QUESTION: You're doing a great job. You're making life much easier.

Mr. Secretary, what goes through your mind when you commit American troops to war?

RUMSFELD: Well, if you're going to put people's lives at risk you better have a damn good reason.

QUESTION: If things become difficult in this war -- it looks like it's going to be long, if there are setbacks or losses, what will you turn to for strength? What are you drawing strength from now?

RUMSFELD: Say that again.

QUESTION: If this war becomes increasingly difficult, lasts for a long period of time, if there are setbacks or losses as there almost always are in most wars, what will you turn to for strength? What will you draw upon? And is there anything in particular that you're drawing upon already now?

RUMSFELD: Well, I guess you'd say the United States of America represents something so important to the world, our way of life, our free way of life. If one looked down from Mars on earth you would find that only a handful of countries are really capable of providing for their people, and where the people provide for themselves. That is to say where the political and economic structures are such that the maximum benefit for the most people is achieved.

That is a big idea. That is something that is important. And we have to see -- if you care about human beings across the globe, you have to care that that example and that model, that engine for prosperity that benefits not just the people in our country but people across the globe, succeeds.

And in a world where, as human beings we know that people are imperfect and there are a lot of people who are, for a variety of reasons, engaged in doing evil things. And vicious things. And lethal things. Therefore, if we value that and if we value the people of the United States, there's no question but that we have to be willing to defend that way of life and to do that, people have to voluntarily put their lives at risk. Thank goodness we've got wonderful people, men and women in the armed services, who are willing to do that.

QUESTION: Finally, one last question. Many people today shun public service, avoid public office. Why serve? Why did you choose to serve again?

RUMSFELD: I guess I had a practice of that over the decades. That plaque says, "Fighting for the right is the noblest force the world [affords]." (inaudible).

QUESTION: I need to wait for the photographer to come in.

Are there any special challenges that we're facing as a nation as part of this war? Something that you think the American people need to be aware of?
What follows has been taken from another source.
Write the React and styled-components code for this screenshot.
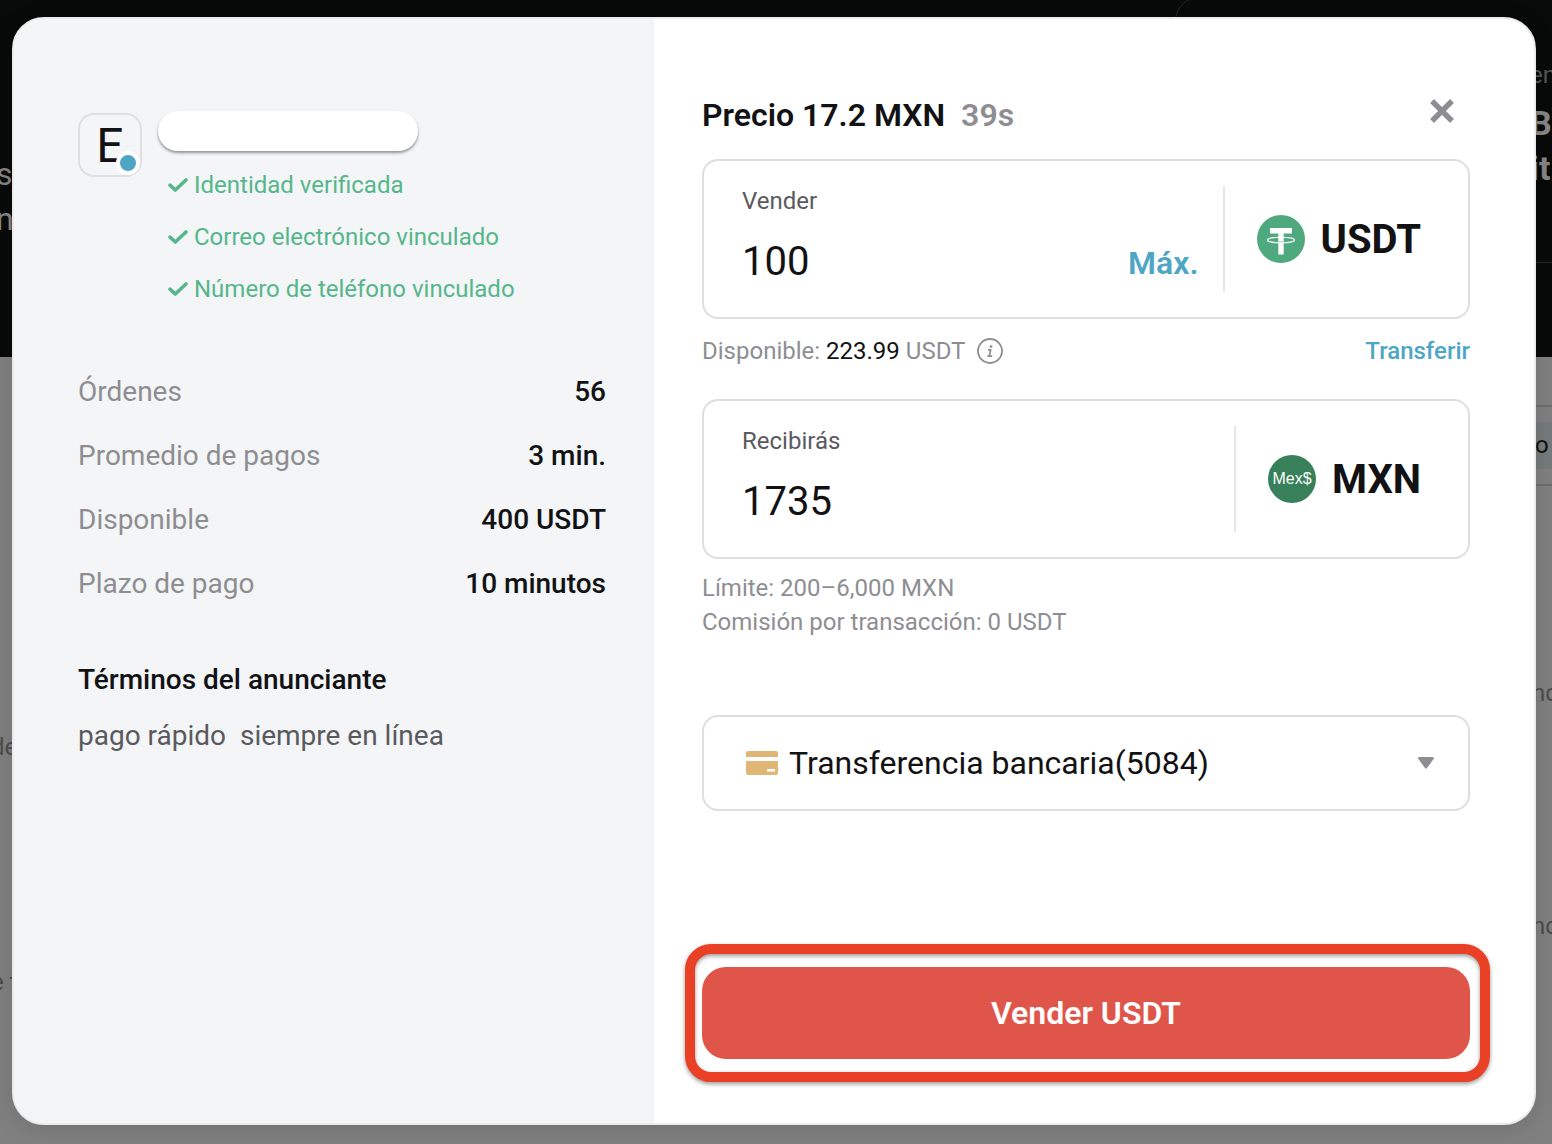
import React, { useState } from "react";
import styled, { createGlobalStyle } from "styled-components";

const GlobalStyle = createGlobalStyle`
  * {
    box-sizing: border-box;
  }
  body {
    margin: 0;
    background: #808080;
    color: #121214;
    font-family: Roboto, "Liberation Sans", sans-serif;
  }
  button, input, select {
    font-family: inherit;
    color: inherit;
  }
`;

const StyledPage = styled.div`
  position: relative;
  min-height: 100vh;
  padding: 17px 16px 19px 12px;
  overflow: hidden;
`;

/* dimmed page that stays behind the dialog */
const StyledBackdrop = styled.div`
  position: absolute;
  inset: 0;
  overflow: hidden;
`;

const StyledHero = styled.div`
  display: flex;
  justify-content: space-between;
  height: 357px;
  background: #080909;
  color: #858585;
  font-size: 32px;
  line-height: 45px;
`;

const StyledHeroText = styled.div`
  margin-left: -4px;
  padding-top: 152px;
`;

const StyledHeroCard = styled.div`
  display: flex;
  flex-direction: column;
  align-items: flex-end;
  width: 378px;
  height: 266px;
  margin: -3px -1px 0 0;
  padding-top: 51px;
  border: 1px solid #262626;
  border-radius: 24px 0 0 24px;
  font-size: 34px;
  font-weight: 700;
`;

const StyledHeroLine = styled.div`
  width: 22px;
  white-space: nowrap;
`;

const StyledHeroHint = styled(StyledHeroLine)`
  color: #555;
  font-size: 24px;
  font-weight: 400;
  line-height: 52px;
`;

const StyledListing = styled.div`
  display: flex;
  justify-content: space-between;
  color: #4c4c4c;
  font-size: 24px;
`;

const StyledListingLeft = styled.div`
  margin-left: -9px;
  padding-top: 273px;
  line-height: 235px;
`;

const StyledListingRight = styled.div`
  width: 20px;
  padding-top: 48px;
  line-height: 233px;
  white-space: nowrap;
`;

const StyledFilter = styled.div`
  padding: 15px 0;
  border: solid #6e6e6e;
  border-width: 2px 0;
  color: #121214;
  line-height: 47px;

  span {
    display: block;
    padding-left: 3px;
    background: #757a7b;
  }
`;

const StyledListingItems = styled.div`
  padding-top: 91px;
`;

const StyledDialog = styled.main`
  position: relative;
  display: grid;
  grid-template-columns: minmax(0, 8fr) minmax(0, 11fr);
  min-height: calc(100vh - 36px);
  border: 2px solid #ebebec;
  border-radius: 32px;
  background: #fff;
  box-shadow: 0 4px 24px rgba(0, 0, 0, 0.12);
`;

const StyledSeller = styled.section`
  padding: 92px 48px 64px 64px;
  border-radius: 30px 0 0 30px;
  background: #f3f5f7;
`;

const StyledProfile = styled.div`
  display: flex;
  gap: 16px;
`;

const StyledAvatar = styled.div`
  position: relative;
  flex: none;
  width: 64px;
  height: 64px;
  margin-top: 2px;
  border: 2px solid #dedfe1;
  border-radius: 16px;
  font-size: 48px;
  line-height: 62px;
  text-align: center;
`;

const StyledOnline = styled.span`
  position: absolute;
  right: 0;
  bottom: 0;
  width: 24px;
  height: 24px;
  border: 4px solid #fff;
  border-radius: 50%;
  background: #4ea6c5;
`;

const StyledName = styled.div`
  width: 260px;
  height: 40px;
  border-radius: 20px;
  background: #fff;
  box-shadow: 0 2px 3px rgba(0, 0, 0, 0.4);
`;

const StyledChecks = styled.ul`
  margin: 8px 0 0;
  padding: 0 0 0 10px;
  list-style: none;
  color: #56b68b;
  font-size: 24px;
  line-height: 52px;

  li {
    display: flex;
    align-items: center;
    gap: 6px;
  }
  svg {
    flex: none;
  }
`;

const StyledStats = styled.dl`
  margin: 45px 0 32px;
  font-size: 28px;
  line-height: 64px;

  div {
    display: flex;
    justify-content: space-between;
  }
  dt {
    color: #8e8e92;
  }
  dd {
    margin: 0;
    font-weight: 500;
  }
`;

const StyledTermsTitle = styled.h2`
  margin: 0;
  font-size: 28px;
  font-weight: 500;
  line-height: 64px;
`;

const StyledTerms = styled.p`
  margin: 0;
  color: #5a5a5e;
  font-size: 28px;
  line-height: 48px;
  white-space: pre-wrap;
`;

const StyledOrder = styled.form`
  display: flex;
  flex-direction: column;
  padding: 64px 64px 64px 48px;
`;

const StyledHeader = styled.header`
  display: flex;
  justify-content: space-between;
  margin-bottom: 12px;
`;

const StyledPrice = styled.h1`
  display: flex;
  gap: 16px;
  margin: 0;
  font-size: 32px;
  font-weight: 600;
  line-height: 64px;

  span {
    color: #8e8e92;
  }
`;

const StyledClose = styled.button`
  display: flex;
  align-items: center;
  justify-content: center;
  width: 56px;
  height: 56px;
  padding: 0;
  border: 0;
  background: none;
  cursor: pointer;
`;

const StyledField = styled.div`
  display: flex;
  align-items: center;
  height: 160px;
  padding: 0 47px 0 38px;
  border: 2px solid #dedede;
  border-radius: 16px;
`;

const StyledFieldMain = styled.div`
  flex: 1;
  min-width: 0;
  padding-bottom: 4px;

  label {
    display: block;
    color: #5a5a5e;
    font-size: 24px;
    line-height: 36px;
  }
`;

const StyledFieldRow = styled.div`
  display: flex;
  align-items: center;
  padding-top: 12px;
`;

const StyledAmount = styled.input`
  flex: 1;
  min-width: 0;
  height: 60px;
  padding: 0;
  border: 0;
  outline: 0;
  background: none;
  font-size: 40px;
`;

const StyledMax = styled.button`
  padding: 4px 0 0;
  border: 0;
  background: none;
  color: #4ea6c5;
  font-size: 32px;
  font-weight: 600;
  cursor: pointer;
`;

const StyledCurrency = styled.div`
  display: flex;
  align-items: center;
  gap: 16px;
  height: 106px;
  margin-left: 24px;
  padding-left: 32px;
  border-left: 2px solid #e6e6e6;
  font-size: 40px;
  font-weight: 700;
`;

const StyledCoin = styled.span`
  display: flex;
  align-items: center;
  justify-content: center;
  width: 48px;
  height: 48px;
  border-radius: 50%;
  background: #37805a;
  color: #fff;
  font-family: "Liberation Sans", Arial, sans-serif;
  font-size: 16px;
  font-weight: 400;
`;

const StyledBalance = styled.div`
  display: flex;
  align-items: center;
  justify-content: space-between;
  margin-bottom: 16px;
  color: #8e8e92;
  font-size: 24px;
  line-height: 64px;

  span {
    display: flex;
    align-items: center;
    gap: 6px;
  }
  b {
    color: #121214;
    font-weight: 400;
  }
  svg {
    margin-left: 6px;
  }
  a {
    color: #4ea6c5;
    font-weight: 500;
    text-decoration: none;
  }
`;

const StyledNotes = styled.div`
  margin: 12px 0 76px;
  color: #8e8e92;
  font-size: 24px;
  line-height: 34px;
`;

const StyledPayment = styled.label`
  display: flex;
  align-items: center;
  gap: 11px;
  height: 96px;
  padding: 0 34px 0 42px;
  border: 2px solid #dedede;
  border-radius: 16px;

  select {
    flex: 1;
    min-width: 0;
    height: 64px;
    padding: 0;
    border: 0;
    outline: 0;
    appearance: none;
    background: none;
    font-size: 32px;
  }
`;

const StyledSubmit = styled.button`
  position: relative;
  height: 92px;
  margin-top: auto;
  border: 0;
  border-radius: 24px;
  background: #df5549;
  color: #fff;
  font-size: 32px;
  font-weight: 600;
  cursor: pointer;

  /* highlight ring around the main action */
  &::after {
    content: "";
    position: absolute;
    inset: -23px -20px -23px -17px;
    border: 10px solid #ea4025;
    border-radius: 26px;
    filter: drop-shadow(0 2px 2px rgba(0, 0, 0, 0.4));
  }
`;

const CheckIcon = () => (
  <svg width="20" height="16" viewBox="0 0 20 16" fill="none" aria-hidden="true">
    <path
      d="M2 8.2 7.3 13 18 3"
      stroke="currentColor"
      strokeWidth="3.6"
      strokeLinecap="round"
      strokeLinejoin="round"
    />
  </svg>
);

const CloseIcon = () => (
  <svg width="24" height="24" viewBox="0 0 24 24" aria-hidden="true">
    <path d="M2 2 22 22M22 2 2 22" stroke="#8e8e92" strokeWidth="5.4" />
  </svg>
);

const TetherIcon = () => (
  <svg width="48" height="48" viewBox="0 0 48 48" fill="none" aria-hidden="true">
    <circle cx="24" cy="24" r="24" fill="#4fa97e" />
    <path d="M13 13h22v5.400h-8.300v21h-5.400v-21H13z" fill="#fff" />
    <ellipse cx="24" cy="25" rx="13.600" ry="2.800" stroke="#fff" strokeWidth="1.100" />
    <path d="M21.300 26.800h5.400" stroke="#4fa97e" strokeWidth="0.500" />
  </svg>
);

const InfoIcon = () => (
  <svg width="26" height="26" viewBox="0 0 26 26" fill="none" aria-hidden="true">
    <circle cx="13" cy="13" r="12" stroke="#8e8e92" strokeWidth="1.800" />
    <circle cx="14" cy="8.600" r="1.400" fill="#8e8e92" />
    <path
      d="M11 11.800h2.600l-1.200 6.200M10.400 18.200h4.800"
      stroke="#8e8e92"
      strokeWidth="1.700"
    />
  </svg>
);

const CardIcon = () => (
  <svg width="32" height="24" viewBox="0 0 32 24" aria-hidden="true">
    <path d="M2 0h28a2 2 0 0 1 2 2v4H0V2a2 2 0 0 1 2-2z" fill="#e0b674" />
    <path d="M0 10h32v12a2 2 0 0 1-2 2H2a2 2 0 0 1-2-2z" fill="#e0b674" />
    <path d="M21 18h8v2.500h-8z" fill="#fff" />
  </svg>
);

const CaretIcon = () => (
  <svg width="16" height="12" viewBox="0 0 16 12" aria-hidden="true">
    <path
      d="M1.500 0h13a1.300 1.300 0 0 1 1.100 2.100L9 11a1.300 1.300 0 0 1-2 0L.4 2.100A1.300 1.300 0 0 1 1.500 0z"
      fill="#8e8e92"
    />
  </svg>
);

const checks = [
  "Identidad verificada",
  "Correo electrónico vinculado",
  "Número de teléfono vinculado",
];

const stats = [
  ["Órdenes", "56"],
  ["Promedio de pagos", "3 min."],
  ["Disponible", "400 USDT"],
  ["Plazo de pago", "10 minutos"],
];

const Backdrop = () => (
  <StyledBackdrop aria-hidden="true">
    <StyledHero>
      <StyledHeroText>
        <div>se</div>
        <div>n</div>
      </StyledHeroText>
      <StyledHeroCard>
        <StyledHeroHint>en</StyledHeroHint>
        <StyledHeroLine>Bi</StyledHeroLine>
        <StyledHeroLine>it</StyledHeroLine>
      </StyledHeroCard>
    </StyledHero>
    <StyledListing>
      <StyledListingLeft>
        <div>de</div>
        <div>e t</div>
      </StyledListingLeft>
      <StyledListingRight>
        <StyledFilter>
          <span>o</span>
        </StyledFilter>
        <StyledListingItems>
          <div>nc</div>
          <div>nc</div>
        </StyledListingItems>
      </StyledListingRight>
    </StyledListing>
  </StyledBackdrop>
);

const Seller = () => (
  <StyledSeller>
    <StyledProfile>
      <StyledAvatar>
        E
        <StyledOnline />
      </StyledAvatar>
      <div>
        <StyledName />
        <StyledChecks>
          {checks.map((text) => (
            <li key={text}>
              <CheckIcon />
              {text}
            </li>
          ))}
        </StyledChecks>
      </div>
    </StyledProfile>
    <StyledStats>
      {stats.map(([label, value]) => (
        <div key={label}>
          <dt>{label}</dt>
          <dd>{value}</dd>
        </div>
      ))}
    </StyledStats>
    <StyledTermsTitle>Términos del anunciante</StyledTermsTitle>
    <StyledTerms>{"pago rápido  siempre en línea"}</StyledTerms>
  </StyledSeller>
);

const Order = () => {
  const [sell, setSell] = useState("100");
  const [receive, setReceive] = useState("1735");

  return (
    <StyledOrder onSubmit={(e) => e.preventDefault()}>
      <StyledHeader>
        <StyledPrice>
          Precio 17.2 MXN <span>39s</span>
        </StyledPrice>
        <StyledClose type="button" aria-label="Cerrar">
          <CloseIcon />
        </StyledClose>
      </StyledHeader>
      <StyledField>
        <StyledFieldMain>
          <label htmlFor="sell">Vender</label>
          <StyledFieldRow>
            <StyledAmount
              id="sell"
              value={sell}
              onChange={(e) => setSell(e.target.value)}
            />
            <StyledMax type="button" onClick={() => setSell("223.99")}>
              Máx.
            </StyledMax>
          </StyledFieldRow>
        </StyledFieldMain>
        <StyledCurrency>
          <TetherIcon />
          USDT
        </StyledCurrency>
      </StyledField>
      <StyledBalance>
        <span>
          Disponible: <b>223.99</b> USDT
          <InfoIcon />
        </span>
        <a href="#transferir">Transferir</a>
      </StyledBalance>
      <StyledField>
        <StyledFieldMain>
          <label htmlFor="receive">Recibirás</label>
          <StyledFieldRow>
            <StyledAmount
              id="receive"
              value={receive}
              onChange={(e) => setReceive(e.target.value)}
            />
          </StyledFieldRow>
        </StyledFieldMain>
        <StyledCurrency>
          <StyledCoin>Mex$</StyledCoin>
          MXN
        </StyledCurrency>
      </StyledField>
      <StyledNotes>
        <div>Límite: 200–6,000 MXN</div>
        <div>Comisión por transacción: 0 USDT</div>
      </StyledNotes>
      <StyledPayment>
        <CardIcon />
        <select aria-label="Método de pago">
          <option>Transferencia bancaria(5084)</option>
        </select>
        <CaretIcon />
      </StyledPayment>
      <StyledSubmit type="submit">Vender USDT</StyledSubmit>
    </StyledOrder>
  );
};

const App = () => (
  <StyledPage>
    <GlobalStyle />
    <Backdrop />
    <StyledDialog>
      <Seller />
      <Order />
    </StyledDialog>
  </StyledPage>
);

export default App;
RUMSFELD: There is one. Throughout our history, free people are free to be wise, and to be unwise. That's part of what freedom is. We've concluded that it's better than philosopher kings or dictators. If that's the case and one looks at our history and knows that that's the case, that means we can make mistakes, and if we're what, 260 or 70 years old, 80 years old as a country, we know we've made some mistakes. We've behaved in ways that have allowed crises to turn into conflicts through inattention, by thinking something was improbable, like the Japanese attack on Pearl Harbor; by saying something that led people to believe it was okay for them to do something like invade Korea. We survived all of that in reasonably good form. There's been a lot of loss of life in human treasure as well as material treasure. But that was a different period. That was before weapons of mass destruction. We do not have that, what do you call it, a margin for error?

QUESTION: That luxury.

RUMSFELD: Yeah. We don't have the luxury of making a mistake that big today. We have to be sufficiently -- We have to behave to a higher standard as free people. We are not as free to be as inattentive as we have on occasion been in the past. We're not as free to make a misjudgment as to what's probably or not probable because if we do make that mistake instead of hundreds of people or thousands of people, it's hundreds of thousands of people and potentially millions of people. That's (inaudible).

QUESTION: Mr. Secretary, thank you very much. It was fascinating.

I have something quickly for you from my husband who I think you know. The president loved the book as (inaudible) and Secretary Cheney (inaudible) on Saturday night for dinner, and we wanted you to have a copy. I don't know when you'll get the time, but --

QUESTION: Am I allowed to accept this?